Things then got complicated, with Melissa killing Amadigi (who reappears as a ghost), a catfight between Melissa and Oriana, some very dramatic recitatives (with impressive continuo accompaniment by David Wright, harpsichord, Alex McCartney, theorbo, and Jonathan Rees, cello) and one of Erica Ellof’s dramatic highlights as Melissa, Destero dall’empia Dite, accompanied by Paul Bosworth on trumpet. Act III opens with another of Ilona Revolskaya’s highlights with Oriano’s gorgeous cavatina Dolce vita del mio petto. Melissa then stabs herself with a “Ponyard” (a small dagger), only for Erica Eloff to reappear clad in white (originally on a chariot) as Oriana’s uncle Orgando, as the scene changes from a cave into a beautiful palace to an accompanying Sinfonia. Orgando announces the inevitable twist as the “Pious Heav’ns” decree the end of Amadigi and Oriana’s torment and their forthcoming marriage. Cupid’s star appears in the “Heav’ns” and Amadigi sings the concluding triumphant aria Sento la gioia before the concluding chorus and duet between the couple and a  lively Dance of Shepherds and Shepherdesses, curiously, in a minor key, with conductor Leo Duarte on tambourine.

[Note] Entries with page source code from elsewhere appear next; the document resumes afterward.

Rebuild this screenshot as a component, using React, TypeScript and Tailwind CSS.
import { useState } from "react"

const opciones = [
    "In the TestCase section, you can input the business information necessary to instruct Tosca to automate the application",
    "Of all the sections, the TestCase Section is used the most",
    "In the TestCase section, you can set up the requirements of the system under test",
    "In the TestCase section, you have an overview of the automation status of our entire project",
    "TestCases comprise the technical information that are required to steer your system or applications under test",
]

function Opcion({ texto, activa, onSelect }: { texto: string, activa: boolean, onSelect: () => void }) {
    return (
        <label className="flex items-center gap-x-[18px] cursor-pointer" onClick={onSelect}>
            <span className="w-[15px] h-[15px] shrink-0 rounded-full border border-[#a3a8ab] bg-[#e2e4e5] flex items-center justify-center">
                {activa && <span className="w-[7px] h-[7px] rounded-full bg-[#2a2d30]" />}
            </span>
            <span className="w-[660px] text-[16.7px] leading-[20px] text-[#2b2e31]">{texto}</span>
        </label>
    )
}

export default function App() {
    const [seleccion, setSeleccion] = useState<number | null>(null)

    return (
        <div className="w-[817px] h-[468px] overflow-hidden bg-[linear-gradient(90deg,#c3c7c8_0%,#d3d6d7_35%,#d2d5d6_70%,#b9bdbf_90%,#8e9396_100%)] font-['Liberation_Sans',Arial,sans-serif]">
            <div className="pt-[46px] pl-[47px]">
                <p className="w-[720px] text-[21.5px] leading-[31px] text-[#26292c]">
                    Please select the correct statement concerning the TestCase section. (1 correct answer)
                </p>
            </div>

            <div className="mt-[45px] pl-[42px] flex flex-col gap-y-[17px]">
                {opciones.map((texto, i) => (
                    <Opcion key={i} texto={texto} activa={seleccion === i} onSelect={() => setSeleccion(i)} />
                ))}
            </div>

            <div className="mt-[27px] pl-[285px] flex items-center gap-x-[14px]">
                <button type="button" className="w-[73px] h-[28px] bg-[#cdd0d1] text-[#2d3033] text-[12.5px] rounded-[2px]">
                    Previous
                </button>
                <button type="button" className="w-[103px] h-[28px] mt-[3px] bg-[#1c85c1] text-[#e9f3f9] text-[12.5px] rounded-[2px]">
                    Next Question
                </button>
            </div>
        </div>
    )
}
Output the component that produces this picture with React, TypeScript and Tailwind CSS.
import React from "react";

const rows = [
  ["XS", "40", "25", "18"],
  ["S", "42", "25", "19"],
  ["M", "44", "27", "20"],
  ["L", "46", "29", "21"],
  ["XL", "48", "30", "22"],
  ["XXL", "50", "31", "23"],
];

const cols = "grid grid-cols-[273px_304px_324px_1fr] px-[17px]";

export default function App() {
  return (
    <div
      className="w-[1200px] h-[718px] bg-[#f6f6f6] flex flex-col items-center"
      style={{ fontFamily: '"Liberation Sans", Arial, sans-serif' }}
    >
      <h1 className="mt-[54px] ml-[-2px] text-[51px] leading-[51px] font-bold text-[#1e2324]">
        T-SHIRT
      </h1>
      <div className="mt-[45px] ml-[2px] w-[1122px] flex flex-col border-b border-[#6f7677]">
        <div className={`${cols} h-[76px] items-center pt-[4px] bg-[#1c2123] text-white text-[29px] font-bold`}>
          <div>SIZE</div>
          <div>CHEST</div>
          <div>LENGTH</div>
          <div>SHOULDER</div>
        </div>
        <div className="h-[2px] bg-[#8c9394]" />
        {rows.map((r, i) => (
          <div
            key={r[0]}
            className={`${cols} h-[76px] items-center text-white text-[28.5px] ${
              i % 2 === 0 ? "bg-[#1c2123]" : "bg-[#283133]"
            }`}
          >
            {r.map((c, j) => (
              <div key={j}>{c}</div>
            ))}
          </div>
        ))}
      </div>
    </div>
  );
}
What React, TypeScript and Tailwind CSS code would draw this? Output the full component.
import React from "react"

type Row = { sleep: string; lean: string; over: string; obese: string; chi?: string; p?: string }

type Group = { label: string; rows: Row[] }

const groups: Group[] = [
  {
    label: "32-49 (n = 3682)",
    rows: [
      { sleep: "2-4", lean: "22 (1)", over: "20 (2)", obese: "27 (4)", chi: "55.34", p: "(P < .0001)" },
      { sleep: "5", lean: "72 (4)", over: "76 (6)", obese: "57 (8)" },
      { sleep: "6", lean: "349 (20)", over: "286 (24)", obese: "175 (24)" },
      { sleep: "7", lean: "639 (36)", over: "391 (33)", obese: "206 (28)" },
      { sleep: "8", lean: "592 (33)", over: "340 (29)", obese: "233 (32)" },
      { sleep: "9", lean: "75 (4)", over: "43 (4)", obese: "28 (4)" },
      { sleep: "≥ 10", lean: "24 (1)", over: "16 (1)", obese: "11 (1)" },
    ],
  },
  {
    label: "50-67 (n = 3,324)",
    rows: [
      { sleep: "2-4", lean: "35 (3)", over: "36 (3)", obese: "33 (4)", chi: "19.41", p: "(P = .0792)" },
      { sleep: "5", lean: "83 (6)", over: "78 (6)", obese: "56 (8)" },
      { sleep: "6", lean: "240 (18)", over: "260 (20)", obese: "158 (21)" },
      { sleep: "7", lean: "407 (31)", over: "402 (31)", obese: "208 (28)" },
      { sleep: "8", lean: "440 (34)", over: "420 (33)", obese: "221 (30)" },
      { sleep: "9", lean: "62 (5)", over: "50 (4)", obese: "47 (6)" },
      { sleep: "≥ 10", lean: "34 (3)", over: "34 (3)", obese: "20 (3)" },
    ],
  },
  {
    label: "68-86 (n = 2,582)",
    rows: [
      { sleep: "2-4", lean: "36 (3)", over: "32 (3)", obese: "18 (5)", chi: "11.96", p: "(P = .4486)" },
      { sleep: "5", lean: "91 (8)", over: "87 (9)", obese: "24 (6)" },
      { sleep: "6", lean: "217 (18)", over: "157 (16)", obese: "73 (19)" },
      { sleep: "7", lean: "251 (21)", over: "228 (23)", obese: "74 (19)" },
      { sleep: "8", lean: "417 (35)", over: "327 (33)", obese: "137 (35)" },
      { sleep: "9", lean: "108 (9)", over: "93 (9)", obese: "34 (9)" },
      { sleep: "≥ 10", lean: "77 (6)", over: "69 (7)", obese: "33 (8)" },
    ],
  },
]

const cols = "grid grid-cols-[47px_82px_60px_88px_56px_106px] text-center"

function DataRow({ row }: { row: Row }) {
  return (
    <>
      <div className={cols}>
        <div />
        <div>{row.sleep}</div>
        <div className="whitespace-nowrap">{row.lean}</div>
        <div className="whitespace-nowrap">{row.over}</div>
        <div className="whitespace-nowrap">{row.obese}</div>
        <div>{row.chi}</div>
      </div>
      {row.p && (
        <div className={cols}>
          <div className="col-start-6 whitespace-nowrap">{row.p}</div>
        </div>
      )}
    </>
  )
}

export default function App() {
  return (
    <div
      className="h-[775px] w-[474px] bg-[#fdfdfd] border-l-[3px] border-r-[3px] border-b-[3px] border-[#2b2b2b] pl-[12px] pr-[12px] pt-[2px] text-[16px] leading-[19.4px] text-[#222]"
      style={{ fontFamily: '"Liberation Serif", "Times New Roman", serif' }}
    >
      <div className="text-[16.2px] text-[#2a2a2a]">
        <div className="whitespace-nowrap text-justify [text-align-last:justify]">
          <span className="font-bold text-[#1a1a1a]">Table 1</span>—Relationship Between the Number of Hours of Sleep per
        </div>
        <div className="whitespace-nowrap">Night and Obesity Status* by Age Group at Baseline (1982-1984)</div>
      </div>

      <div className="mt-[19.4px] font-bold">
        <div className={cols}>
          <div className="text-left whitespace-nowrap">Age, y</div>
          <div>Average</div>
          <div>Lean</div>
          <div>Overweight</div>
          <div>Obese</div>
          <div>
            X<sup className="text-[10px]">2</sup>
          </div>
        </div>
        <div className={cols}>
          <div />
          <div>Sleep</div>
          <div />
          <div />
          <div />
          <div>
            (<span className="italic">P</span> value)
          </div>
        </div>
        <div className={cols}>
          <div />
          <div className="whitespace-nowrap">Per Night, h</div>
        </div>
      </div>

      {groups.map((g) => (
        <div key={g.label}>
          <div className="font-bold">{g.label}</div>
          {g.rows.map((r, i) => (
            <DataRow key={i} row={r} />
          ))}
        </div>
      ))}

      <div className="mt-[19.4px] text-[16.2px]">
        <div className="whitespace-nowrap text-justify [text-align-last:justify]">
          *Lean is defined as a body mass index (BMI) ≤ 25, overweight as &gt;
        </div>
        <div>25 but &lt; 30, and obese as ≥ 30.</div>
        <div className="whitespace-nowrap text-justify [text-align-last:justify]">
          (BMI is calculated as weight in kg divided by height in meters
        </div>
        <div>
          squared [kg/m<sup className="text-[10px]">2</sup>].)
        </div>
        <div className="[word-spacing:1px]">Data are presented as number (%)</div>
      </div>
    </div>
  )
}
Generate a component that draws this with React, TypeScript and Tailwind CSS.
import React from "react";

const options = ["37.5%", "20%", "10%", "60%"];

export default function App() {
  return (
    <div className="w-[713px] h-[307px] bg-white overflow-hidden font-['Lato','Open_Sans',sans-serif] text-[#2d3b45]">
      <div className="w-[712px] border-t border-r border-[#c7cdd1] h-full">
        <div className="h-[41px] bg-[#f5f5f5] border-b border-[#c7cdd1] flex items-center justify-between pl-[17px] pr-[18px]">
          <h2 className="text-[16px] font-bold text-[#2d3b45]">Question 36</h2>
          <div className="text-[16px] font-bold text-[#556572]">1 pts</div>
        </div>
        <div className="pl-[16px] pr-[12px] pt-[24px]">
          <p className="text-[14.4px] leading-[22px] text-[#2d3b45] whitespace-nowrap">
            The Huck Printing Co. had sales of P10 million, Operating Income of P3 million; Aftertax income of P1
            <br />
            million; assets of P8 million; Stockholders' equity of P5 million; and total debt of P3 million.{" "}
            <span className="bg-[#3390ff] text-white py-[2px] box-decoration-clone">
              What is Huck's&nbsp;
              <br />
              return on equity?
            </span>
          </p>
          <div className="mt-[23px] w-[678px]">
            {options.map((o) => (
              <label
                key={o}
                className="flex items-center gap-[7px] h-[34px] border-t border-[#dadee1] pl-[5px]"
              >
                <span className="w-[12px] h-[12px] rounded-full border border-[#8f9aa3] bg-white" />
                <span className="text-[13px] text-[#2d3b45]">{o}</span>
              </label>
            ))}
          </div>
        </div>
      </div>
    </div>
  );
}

Although this was a concert performance, the interaction between the singers was appropriate to the scenes, for example, with singers staying where they were while being sung to. Individuals portrayed varying visual demonstrations of their character, with Erica Elloff and Maria Ostroukhova both excelling at this. Leo Duarte took a sensible approach to the pacing of the music, creating drama, but avoiding over-fast tempos. The Orchestra of Opera Settecento, led by Bojan Čičić, were very impressive. It would have been helpful if Leo Duarte’s programme notes had included more (or indeed, anything) about the plot of the story, although his essay on the original singers was on interest in itself.